◆ WORK INSTRUCTIONS
Write out each line word for word. Drop pictures.

◆ INFORMATION SHOWN
::::::
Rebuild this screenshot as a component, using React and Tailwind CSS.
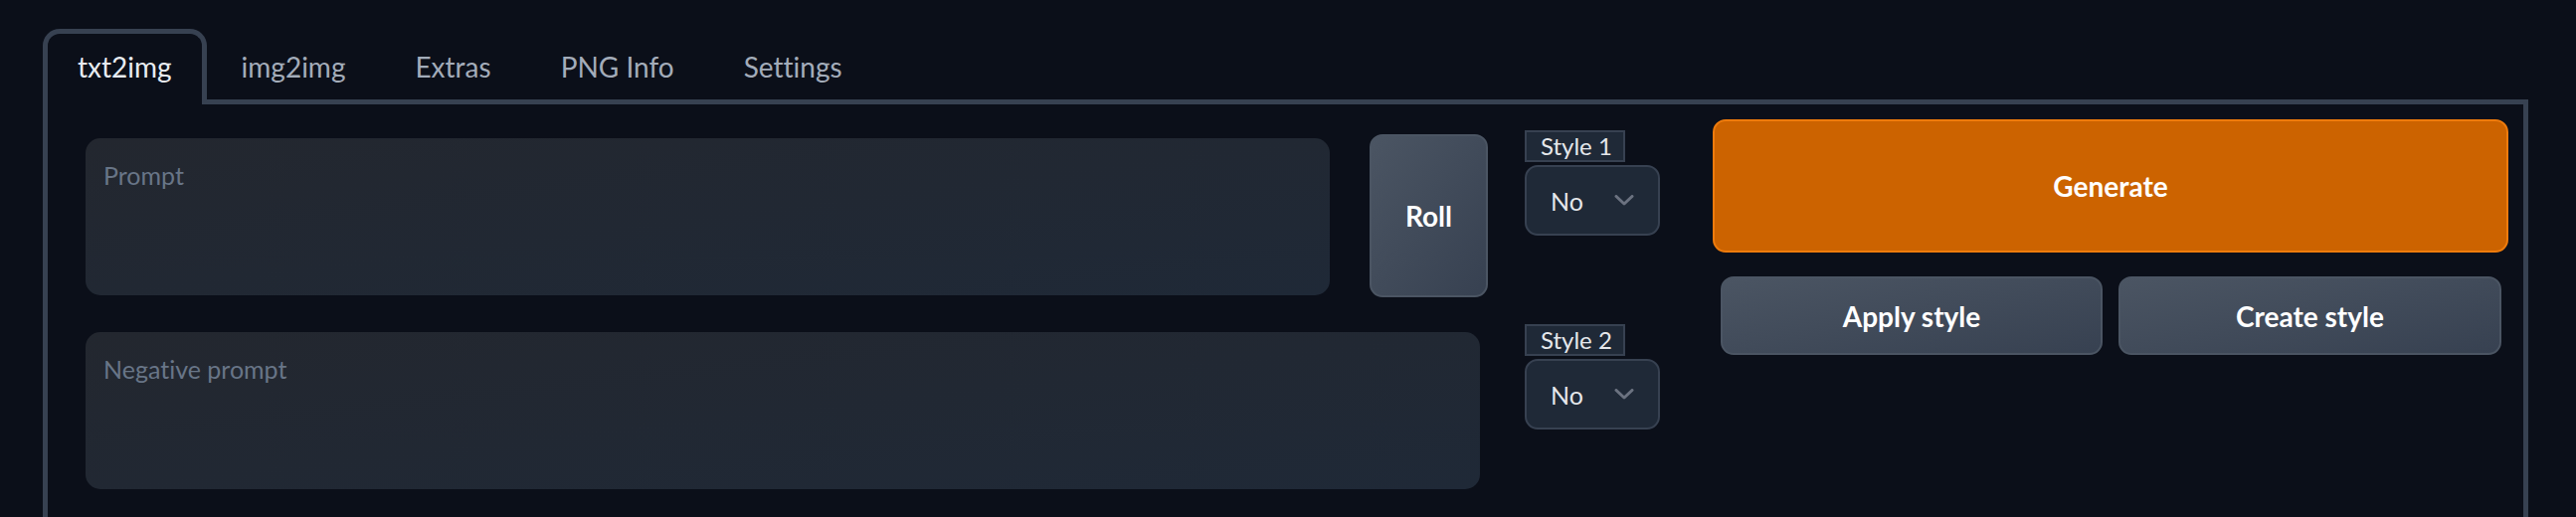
import React from "react";

const tabs = ["txt2img", "img2img", "Extras", "PNG Info", "Settings"];

const Chevron = () => (
  <svg width="20" height="11" viewBox="0 0 20 11" fill="none" className="shrink-0">
    <path d="M2 1.5 L10 9 L18 1.5" stroke="#6b7280" strokeWidth="3" strokeLinecap="round" strokeLinejoin="round" />
  </svg>
);

const StyleSelect = ({ label }) => (
  <div className="flex flex-col items-start">
    <div className="h-[32px] w-[101px] flex items-center pl-[14px] bg-[#1f2937] border-2 border-[#374151] text-[24px] text-[#e5e7eb] leading-none">
      {label}
    </div>
    <div className="mt-[3px] h-[71px] w-[136px] flex items-center pl-[24px] bg-[#1f2937] border-2 border-[#374151] rounded-[13px]">
      {/* the select is too narrow, so "None" is cut like in the real ui */}
      <div className="w-[34px] overflow-hidden whitespace-nowrap text-[25px] text-[#e5e7eb] leading-[1.2]">None</div>
      <div className="ml-[30px]">
        <Chevron />
      </div>
    </div>
  </div>
);

const GrayButton = ({ children, className }) => (
  <button
    className={
      "flex items-center justify-center rounded-[13px] border-2 border-[#4b5563] bg-linear-to-br from-[#4b5563] to-[#374151] text-white font-bold text-[28px] " +
      className
    }
  >
    {children}
  </button>
);

const App = () => {
  return (
    <div className="w-full h-[520px] overflow-hidden bg-[#0b0f19] font-[Lato,sans-serif] [font-variant-ligatures:none] pt-[29px] pl-[43px] pr-[48px]">
      {/* tab bar */}
      <div className="flex h-[76px]">
        <div className="h-[76px] flex items-center pb-[5px] px-[30px] border-t-[5px] border-x-[5px] border-[#374151] rounded-t-[17px] text-[28px] text-[#e8ecf2]">
          {tabs[0]}
        </div>
        <div className="flex-1 flex border-b-[5px] border-[#374151]">
          {tabs.slice(1).map((t) => (
            <div key={t} className="flex items-center pt-[5px] px-[35px] text-[28px] text-[#a3acb9]">
              {t}
            </div>
          ))}
        </div>
      </div>

      {/* panel */}
      <div className="h-[420px] border-x-[5px] border-[#374151] flex pl-[38px] pt-[15px]">
        <div className="flex flex-col">
          <div className="flex items-start">
            <div className="mt-[19px] w-[1251px] h-[158px] rounded-[15px] bg-linear-to-br from-[#23272f] to-[#1f2937] px-[18px] pt-[19px] text-[25px] leading-[1.5] text-[#687587]">
              Prompt
            </div>
            <GrayButton className="mt-[15px] ml-[40px] w-[119px] h-[164px]">Roll</GrayButton>
            <div className="mt-[11px] ml-[37px]">
              <StyleSelect label="Style 1" />
            </div>
          </div>
          <div className="flex items-start mt-[27px]">
            <div className="mt-[8px] w-[1402px] h-[158px] rounded-[15px] bg-linear-to-br from-[#23272f] to-[#1f2937] px-[18px] pt-[19px] text-[25px] leading-[1.5] text-[#687587]">
              Negative prompt
            </div>
            <div className="ml-[45px]">
              <StyleSelect label="Style 2" />
            </div>
          </div>
        </div>

        <div className="ml-[53px] flex flex-col">
          <button className="w-[800px] h-[134px] rounded-[13px] border-2 border-[#ee7b0c] bg-[#cc6300] text-white font-bold text-[28px]">
            Generate
          </button>
          <div className="mt-[24px] ml-[8px] flex gap-[16px]">
            <GrayButton className="w-[384px] h-[79px]">Apply style</GrayButton>
            <GrayButton className="w-[385px] h-[79px]">Create style</GrayButton>
          </div>
        </div>
      </div>
    </div>
  );
};

export default App;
::::::
◆ EXPECTED ANSWER
Rebuild this screenshot as a component, using React and Tailwind CSS.
import React from "react";

const tabs = ["txt2img", "img2img", "Extras", "PNG Info", "Settings"];

const Chevron = () => (
  <svg width="20" height="11" viewBox="0 0 20 11" fill="none" className="shrink-0">
    <path d="M2 1.5 L10 9 L18 1.5" stroke="#6b7280" strokeWidth="3" strokeLinecap="round" strokeLinejoin="round" />
  </svg>
);

const StyleSelect = ({ label }) => (
  <div className="flex flex-col items-start">
    <div className="h-[32px] w-[101px] flex items-center pl-[14px] bg-[#1f2937] border-2 border-[#374151] text-[24px] text-[#e5e7eb] leading-none">
      {label}
    </div>
    <div className="mt-[3px] h-[71px] w-[136px] flex items-center pl-[24px] bg-[#1f2937] border-2 border-[#374151] rounded-[13px]">
      {/* the select is too narrow, so "None" is cut like in the real ui */}
      <div className="w-[34px] overflow-hidden whitespace-nowrap text-[25px] text-[#e5e7eb] leading-[1.2]">None</div>
      <div className="ml-[30px]">
        <Chevron />
      </div>
    </div>
  </div>
);

const GrayButton = ({ children, className }) => (
  <button
    className={
      "flex items-center justify-center rounded-[13px] border-2 border-[#4b5563] bg-linear-to-br from-[#4b5563] to-[#374151] text-white font-bold text-[28px] " +
      className
    }
  >
    {children}
  </button>
);

const App = () => {
  return (
    <div className="w-full h-[520px] overflow-hidden bg-[#0b0f19] font-[Lato,sans-serif] [font-variant-ligatures:none] pt-[29px] pl-[43px] pr-[48px]">
      {/* tab bar */}
      <div className="flex h-[76px]">
        <div className="h-[76px] flex items-center pb-[5px] px-[30px] border-t-[5px] border-x-[5px] border-[#374151] rounded-t-[17px] text-[28px] text-[#e8ecf2]">
          {tabs[0]}
        </div>
        <div className="flex-1 flex border-b-[5px] border-[#374151]">
          {tabs.slice(1).map((t) => (
            <div key={t} className="flex items-center pt-[5px] px-[35px] text-[28px] text-[#a3acb9]">
              {t}
            </div>
          ))}
        </div>
      </div>

      {/* panel */}
      <div className="h-[420px] border-x-[5px] border-[#374151] flex pl-[38px] pt-[15px]">
        <div className="flex flex-col">
          <div className="flex items-start">
            <div className="mt-[19px] w-[1251px] h-[158px] rounded-[15px] bg-linear-to-br from-[#23272f] to-[#1f2937] px-[18px] pt-[19px] text-[25px] leading-[1.5] text-[#687587]">
              Prompt
            </div>
            <GrayButton className="mt-[15px] ml-[40px] w-[119px] h-[164px]">Roll</GrayButton>
            <div className="mt-[11px] ml-[37px]">
              <StyleSelect label="Style 1" />
            </div>
          </div>
          <div className="flex items-start mt-[27px]">
            <div className="mt-[8px] w-[1402px] h-[158px] rounded-[15px] bg-linear-to-br from-[#23272f] to-[#1f2937] px-[18px] pt-[19px] text-[25px] leading-[1.5] text-[#687587]">
              Negative prompt
            </div>
            <div className="ml-[45px]">
              <StyleSelect label="Style 2" />
            </div>
          </div>
        </div>

        <div className="ml-[53px] flex flex-col">
          <button className="w-[800px] h-[134px] rounded-[13px] border-2 border-[#ee7b0c] bg-[#cc6300] text-white font-bold text-[28px]">
            Generate
          </button>
          <div className="mt-[24px] ml-[8px] flex gap-[16px]">
            <GrayButton className="w-[384px] h-[79px]">Apply style</GrayButton>
            <GrayButton className="w-[385px] h-[79px]">Create style</GrayButton>
          </div>
        </div>
      </div>
    </div>
  );
};

export default App;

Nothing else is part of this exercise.